上で引用したTwitterの花譜のメッセージでも触れられている通り、ボーカリストにとって合成音声ソフトは諸刃の剣になりかねない、という考えもある。しかし花譜自身はそのメッセージ内でそれを否定し、その根拠として「私には心がある」と表現している。
あまり長く書くのも無粋な気がするから簡潔に書くが、この「心」こそが彼女と「花譜」を貫くアイデンティティといえるのではないか。


仮想と現実の世界

『わたしの声』の項で、花譜はリアルとバーチャルを越境する存在だと書いた。ここに、それに関連する2つの引用をする。

わたしだけのうた。みんなとわたしだけのうた。この世界の誰かの為のうた。
仮想世界からあなたへココロを込めて。

   『忘れてしまえ』 https://www.youtube.com/watch?v=2Nj1l-S2FJU 

わたしだけのうた。
みんなとわたしだけのうた。
仮想世界からあなたへ。

『過去を喰らう』 https://www.youtube.com/watch?v=tMKrECxEpq8

2つの楽曲の概要欄だ。
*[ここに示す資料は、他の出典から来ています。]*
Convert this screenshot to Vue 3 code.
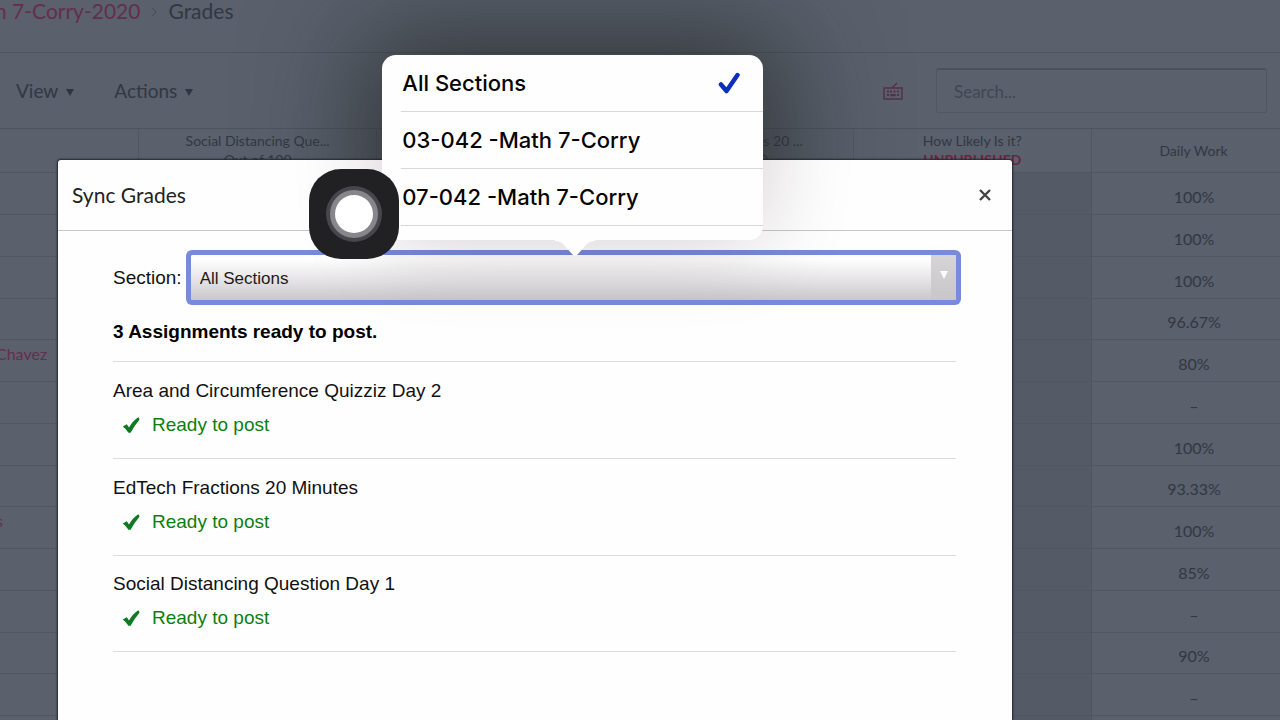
<script setup>
import { ref } from 'vue'

const sections = ['All Sections', '03-042 -Math 7-Corry', '07-042 -Math 7-Corry']
const section = ref('All Sections')
const search = ref('')

const assignments = [
  'Area and Circumference Quizziz Day 2',
  'EdTech Fractions 20 Minutes',
  'Social Distancing Question Day 1'
]

const rows = [
  { name: '', work: '100%' },
  { name: '', work: '100%' },
  { name: '', work: '100%' },
  { name: '', work: '96.67%' },
  { name: 'Chavez', work: '80%' },
  { name: '', work: '–' },
  { name: '', work: '100%' },
  { name: '', work: '93.33%' },
  { name: 's', work: '100%' },
  { name: '', work: '85%' },
  { name: '', work: '–' },
  { name: '', work: '90%' },
  { name: '', work: '–' },
  { name: '', work: '' }
]
</script>

<template>
  <div class="screen">
    <div class="page">
      <nav class="crumbs" aria-label="Breadcrumb">
        <a href="#">Math 7-Corry-2020</a>
        <svg class="chevron" viewBox="0 0 8 12" aria-hidden="true"><path d="M2 1.500 6 6 2 10.500" /></svg>
        <span>Grades</span>
      </nav>
      <div class="toolbar">
        <button type="button" class="menu">View
          <svg viewBox="0 0 8 7" aria-hidden="true"><path d="M0 0h8L4 7z" /></svg>
        </button>
        <button type="button" class="menu">Actions
          <svg viewBox="0 0 8 7" aria-hidden="true"><path d="M0 0h8L4 7z" /></svg>
        </button>
        <button type="button" class="keyboard" aria-label="Keyboard shortcuts">
          <svg viewBox="0 0 20 18" aria-hidden="true">
            <path d="M1 6h18v11H1zM9.500 5.500 14 1" fill="none" stroke="currentColor" stroke-width="1.400" />
            <path d="M4 8.500h2v2H4zM7 8.500h2v2H7zM10.500 8.500h2v2h-2zM14 8.500h2v2h-2zM4 12h2v2H4zM7.300 12h5.400v2.300H7.300zM14 12h2v2h-2z" fill="currentColor" />
          </svg>
        </button>
        <input v-model="search" class="search" type="text" placeholder="Search..." aria-label="Search" />
      </div>
      <table class="grid">
        <colgroup>
          <col class="c-name" /><col /><col /><col /><col /><col class="c-work" />
        </colgroup>
        <thead>
          <tr>
            <th></th>
            <th>Social Distancing Que...<br />Out of 100</th>
            <th></th>
            <th>EdTech Fractions 20 ...<br />Out of 100</th>
            <th>How Likely Is it?<br /><strong>UNPUBLISHED</strong></th>
            <th class="total">Daily Work</th>
          </tr>
        </thead>
        <tbody>
          <tr v-for="(row, i) in rows" :key="i">
            <td class="student"><a v-if="row.name" href="#">{{ row.name }}</a></td>
            <td></td>
            <td></td>
            <td></td>
            <td class="muted"></td>
            <td class="work">{{ row.work }}</td>
          </tr>
        </tbody>
      </table>
      <div class="shade"></div>
    </div>

    <section class="dialog" role="dialog" aria-labelledby="dialog-title">
      <header>
        <h2 id="dialog-title">Sync Grades</h2>
        <button type="button" class="close" aria-label="Close">
          <svg viewBox="0 0 12 12" aria-hidden="true"><path d="M1 1l10 10M11 1L1 11" /></svg>
        </button>
      </header>
      <div class="body">
        <div class="field">
          <label for="section">Section:</label>
          <div class="picker">
            <select id="section" v-model="section">
              <option v-for="s in sections" :key="s">{{ s }}</option>
            </select>
            <span class="drop" aria-hidden="true">
              <svg viewBox="0 0 8 8"><path d="M0 0h8L4 8z" /></svg>
            </span>
            <div class="popover">
              <button v-for="s in sections" :key="s" type="button" @click="section = s">
                {{ s }}
                <svg v-if="s === section" viewBox="0 0 24 22" aria-hidden="true"><path d="M4 12.500l5.500 6.500L20.500 3" /></svg>
              </button>
              <svg class="tail" viewBox="0 0 40 17" aria-hidden="true">
                <path d="M0 0h40v1c-4 0-6 1-9 4l-8 9q-3 3-6 0L9 5C6 2 4 1 0 1z" />
              </svg>
            </div>
          </div>
        </div>
        <p class="summary">3 Assignments ready to post.</p>
        <ul>
          <li v-for="a in assignments" :key="a">
            <div>{{ a }}</div>
            <div class="ready">
              <svg viewBox="0 0 18 18" aria-hidden="true"><path d="M.8 10.500 4.800 8.300 7 11.500Q10.500 5 16.300 1.200L17.300 2.400V4Q12.500 9.500 8.600 16.800H6.500Q4.500 13.300 .8 10.500z" /></svg>
              Ready to post
            </div>
          </li>
        </ul>
      </div>
    </section>

    <button type="button" class="assist" aria-label="Assistive touch">
      <span></span>
    </button>
  </div>
</template>

<style>
body {
  margin: 0;
  background: #5a606c;
}
</style>

<style scoped>
.screen {
  position: relative;
  height: 100vh;
  overflow: hidden;
  font-family: "Liberation Sans", Arial, sans-serif;
  color: #111;
}
.page {
  position: relative;
  height: 100%;
  overflow: hidden;
  background: #5a606c;
  color: #323843;
  font-family: Lato, sans-serif;
}
button {
  border: 0;
  padding: 0;
  background: none;
  font: inherit;
  color: inherit;
}
a {
  color: #632f4b;
  text-decoration: none;
}
.crumbs {
  display: flex;
  align-items: center;
  height: 53px;
  padding-bottom: 31px;
  margin-left: -42px;
  box-sizing: border-box;
  border-bottom: 1px solid #4d535f;
  font-size: 21px;
  line-height: 22px;
}
.chevron {
  width: 8px;
  height: 12px;
  margin: 2px 10px 0;
  fill: none;
  stroke: #434955;
}
.toolbar {
  display: flex;
  align-items: center;
  height: 76px;
  box-sizing: border-box;
  padding: 0 13px 0 16px;
  border-bottom: 1px solid #4d535f;
}
.menu {
  display: flex;
  align-items: center;
  gap: 8px;
  margin-right: 40px;
  font-size: 19px;
}
.menu svg {
  width: 8px;
  height: 7px;
  margin-top: 4px;
  fill: #303641;
}
.keyboard {
  margin-left: auto;
  margin-right: 33px;
  color: #56304a;
}
.keyboard svg {
  display: block;
  width: 20px;
  height: 18px;
}
.search {
  width: 331px;
  height: 45px;
  box-sizing: border-box;
  padding: 0 17px;
  border: 1px solid #505662;
  border-top: 2px solid #4b515d;
  border-radius: 3px;
  background: transparent;
  color: #323843;
  font: 17px Lato, sans-serif;
}
.search::placeholder {
  color: #414753;
  opacity: 1;
}
.grid {
  width: calc(100% + 16px);
  table-layout: fixed;
  border-collapse: separate;
  border-spacing: 0;
}
.c-name {
  width: 139px;
}
.c-work {
  width: 204px;
}
th,
td {
  padding: 0;
  box-sizing: border-box;
  border-bottom: 1px solid #505662;
}
th {
  height: 44px;
  padding-top: 2px;
  vertical-align: top;
  border-right: 1px solid #505662;
  font-size: 14px;
  font-weight: 400;
  line-height: 19px;
}
th strong {
  color: #6b2440;
  font-weight: 700;
}
.total {
  vertical-align: middle;
  padding: 0;
}
td {
  height: 42px;
}
tr:nth-child(4n) td {
  height: 41px;
}
.student {
  vertical-align: top;
  padding-top: 3px;
  font-size: 16px;
  line-height: 22px;
}
.student a {
  margin-left: -4px;
}
.muted {
  background: #545a66;
  border-right: 1px solid #4e5460;
}
.work {
  padding-top: 6px;
  text-align: center;
  font-size: 16px;
  line-height: 20px;
}
.shade {
  position: absolute;
  top: 55px;
  left: 382px;
  width: 381px;
  height: 185px;
  border-radius: 14px;
  box-shadow: 0 0 110px 24px rgba(48, 56, 56, 0.7);
}
.dialog {
  position: absolute;
  top: 160px;
  bottom: 0;
  left: 58px;
  right: 268px;
  border-radius: 3px 3px 0 0;
  background: #fffeff;
  box-shadow: 0 0 2px 1px #20262e;
  font-size: 19px;
}
header {
  display: flex;
  align-items: center;
  justify-content: space-between;
  height: 71px;
  box-sizing: border-box;
  padding: 0 21px 0 14px;
  border-bottom: 1px solid #c6c6c8;
}
h2 {
  margin: 0;
  padding-bottom: 2px;
  font: 400 21px Lato, sans-serif;
  color: #222;
}
.close svg {
  display: block;
  width: 12px;
  height: 12px;
  fill: none;
  stroke: #444;
  stroke-width: 2.400;
}
.body {
  padding: 24px 56px 0 55px;
}
.field {
  display: flex;
  align-items: center;
  gap: 9px;
}
.picker {
  position: relative;
  flex: 1;
}
select {
  display: block;
  width: 100%;
  height: 45px;
  padding: 2px 9px 0;
  border: 0;
  border-radius: 2px;
  appearance: none;
  background: linear-gradient(#fffeff 10%, #e3e1e3 60%, #c9c7c9);
  box-shadow: 0 0 0 5px #768bdb;
  color: #1a1a1a;
  font: 17px "Liberation Sans", Arial, sans-serif;
  outline: none;
}
.drop {
  position: absolute;
  top: 0;
  right: 0;
  bottom: 0;
  width: 25px;
  display: flex;
  justify-content: center;
  align-items: center;
  padding-bottom: 6px;
  box-sizing: border-box;
  background: linear-gradient(#d6d4d6, #c8c6c8);
  pointer-events: none;
}
.drop svg {
  width: 8px;
  height: 8px;
  fill: #fff;
}
.popover {
  position: absolute;
  bottom: calc(100% + 15px);
  left: 50%;
  width: 381px;
  margin-left: -191px;
  padding: 0 0 14px 19px;
  box-sizing: border-box;
  border-radius: 14px;
  background: #fffeff;
  box-shadow: 0 0 90px 0 rgba(20, 12, 12, 0.2);
  font-family: Inter, sans-serif;
}
.popover button {
  display: flex;
  align-items: center;
  justify-content: space-between;
  width: 100%;
  height: 57px;
  box-sizing: border-box;
  padding: 0 22px 0 1px;
  border-bottom: 1px solid #d8d7da;
  color: #050505;
  font-size: 22px;
  font-weight: 500;
}
.popover button svg {
  width: 24px;
  height: 22px;
  fill: none;
  stroke: #0c2fc0;
  stroke-width: 4.500;
  stroke-linecap: round;
  stroke-linejoin: round;
}
.tail {
  position: absolute;
  top: 100%;
  left: 50%;
  width: 40px;
  height: 17px;
  margin: 0 0 0 -18px;
  fill: #fffeff;
}
.summary {
  margin: 20px 0 0;
  padding-bottom: 18px;
  border-bottom: 1px solid #dcdbdf;
  font-weight: 700;
  line-height: 23px;
  color: #000;
}
ul {
  margin: 0;
  padding: 0;
  list-style: none;
}
li {
  height: 97px;
  box-sizing: border-box;
  padding-top: 18px;
  border-bottom: 1px solid #dcdbdf;
  line-height: 22px;
}
li:last-child {
  height: 96px;
  padding-top: 17px;
}
.ready {
  display: flex;
  align-items: center;
  gap: 12px;
  margin-top: 12px;
  padding-left: 9px;
  color: #0b800f;
}
.ready svg {
  width: 18px;
  height: 18px;
  fill: #0b7a20;
}
.assist {
  position: absolute;
  top: 169px;
  left: 309px;
  display: grid;
  place-items: center;
  width: 90px;
  height: 90px;
  border-radius: 32px;
  background: #212023;
}
.assist span {
  width: 38px;
  height: 38px;
  border-radius: 50%;
  background: #fff;
  box-shadow: 0 0 0 5px #87868a, 0 0 0 9px #47464a;
}
</style>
ともに花譜が「仮想世界」にいて、そこから現実世界の私たちに歌を届けているといったように読み取れる。

しかし、『忘れてしまえ』においてはそれと同時に「この世界の誰かの為のうた」ともある。

私は「この世界」とは現実世界を指しており、「誰か」=「みんな」=「あなた」が私たち観測者(を含めた現実世界の不特定人物)であると考えた。
花譜が「仮想世界」と現実世界の両方に同時に存在しているような印象があり、まさにリアルとバーチャルを越える在り方を表しているといえるだろう。

(「この世界」が仮想世界を指し、「誰か」が花譜/彼女を指していて、私たち観測者に向けた歌であるのと同時に彼女自身に向けた歌でもある、といったようにも取れる気がするがうまく言葉にできない)


楽曲概要欄に関連して、『過去を喰らう』以降多くのオリジナル楽曲の概要欄には同一の文言が使用されているが、『quiz』以降では次のように一文が追加されている。

わたしだけのうた。
みんなとわたしだけのうた。
仮想世界からあなたへ。
物語をつむぐよ。

『quiz』 https://youtube.com/watch?v=n0ov2G-_UvU

この文中の「物語」が、神椿の「物語」という語のなかでほとんど唯一「花譜自身」、「彼女自身」の物語を表していると私は思う。
御伽噺や神椿市とは異なり(あるいは、大きな程度の差があって)、オリジナル楽曲は彼女のアイデンティティと密接に関連しており、彼女自身の変容に従ってその形を変えていくものだ、と思うからだ。


まとめ

ここで冒頭の引用を思い出したい。
花譜がいるのは「にほんのどこか」。それは紛れもなく現実世界にあり、同時に何処か分からない仮想性を持っている。

花譜は仮想世界にいて、彼女は現実世界にいる。
時に仮想世界を表現し、時に現実世界を拡張する。
二つの世界に遍在して、その架け橋となる可能性を湛えたアーティストである。

バーチャルとリアルの垣根を越えるべく奮闘中。